And I loathe the casting of Cumberbatch as Khan, although I do note that several Hispanic actors turned the role down before he was picked up. But I can't help but feel like a PoC in the role would have been just as problematic, because this isn't the Khan of the original series. That man was a Cold War villain, as clever and strategic as Kirk. He did terrible things, but he had his own code of honour, however repugnant it was to the Federation.
This Khan is a terrorist, and while, like Montalban!Khan, his primary motivation is revenge for his people, he has no code. Uhura tells the Klingons that he has no honour; shortly after, Khan describes himself as a barbarian and a savage. He's so unstable, he winds up being emotionally manipulated by Spock.
It's just bad characterisation of an established character, and I resent having a situation where, however it's cast, we have fail.
That aside, a lot of it just didn't feel like Star Trek. Like, I don't go into a Star Trek movie to see Spock beating the shit out of a guy, you know? And apparently this is a universe where breaking the Prime Directive gets you actually demoted, and where a terrorist attack means we gather a publicly identifiable group of very senior Starfleet officers in a known location that isn't even shielded in any way. (I get a real kick out of watching pre-9/11 science fiction, like how on Babylon 5, the allegedly paranoid and fascist Garibaldi couldn't hold a candle to the TSA now. But this is not pre-9/11 sci-fi.)
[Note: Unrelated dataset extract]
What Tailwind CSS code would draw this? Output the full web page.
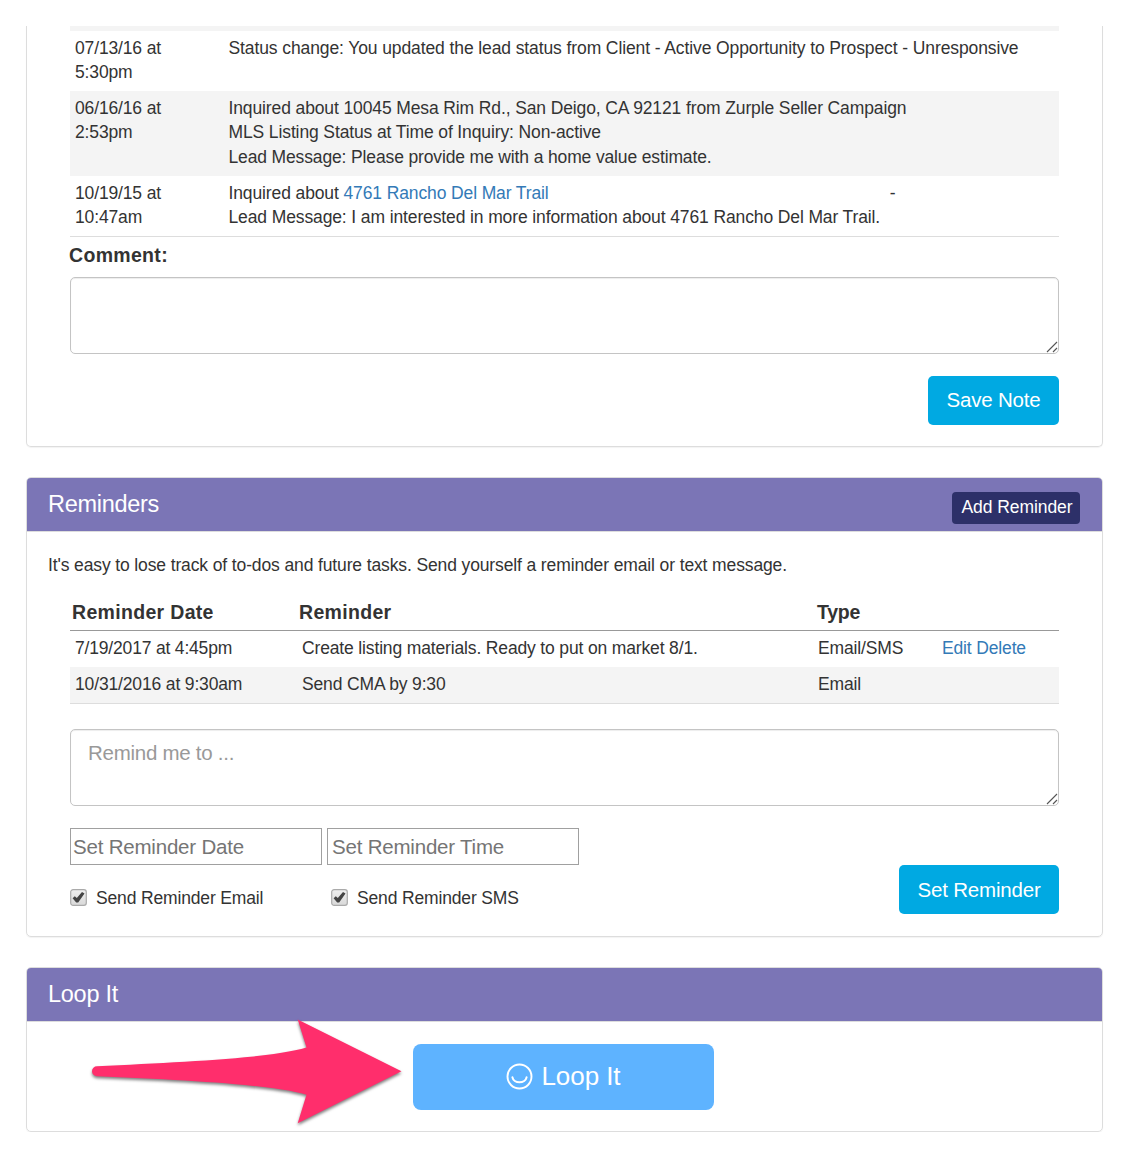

Anyway, there were good things, like Uhura having a significant and proactive role, and Sulu being incredibly amazing (and if, in 15 years time, John Cho isn't headlining a TV series about the Excelsior, with a post-rehab, totally clean Lindsay Lohan as Janice Rand, I shall sulk!), and Scotty having the moral high ground and saving people and stuff. There was a prominent bridge officer who is either a trans woman or a body builder (she doesn't seem to have been credited, although she had one line, and fandom is calling it both ways), but either way she's incredibly androgynous and non-binary and beautiful. The presence of Carol Marcus adds another woman to the regular team, even though I thought Alice Eve was a bit flat and the character wasn't nearly as interesting as her original incarnation.
One thing I hated: that Carol says Christine Chapel as "gone and become a nurse" because Kirk broke her heart, and Kirk doesn't know who she is. It's like an anti shout out! Because:
- McCoy was calling for Nurse Chapel in the last movie, so who the hell was that?
- original!Chapel was always a scientist, and joined Starfleet to find her missing fiance, but she wasn't driven to it by Kirk being a jackass;
- original!Chapel was infatuated with Spock, which doesn't really work except to add a dull love triangle in this timeline, but, you know, not every woman needs to be in Kirk's pants;
- this means we can't pretend she's on the Enterprise right now.
Mostly, what I take from Into Darkness is that I really want to watch "Space Seed" and Wrath of Khan again, and also write fic where Spock Prime looks over all the records and goes, "Yeah, no, different Khan. My guy was actually hardcore 'n' shit."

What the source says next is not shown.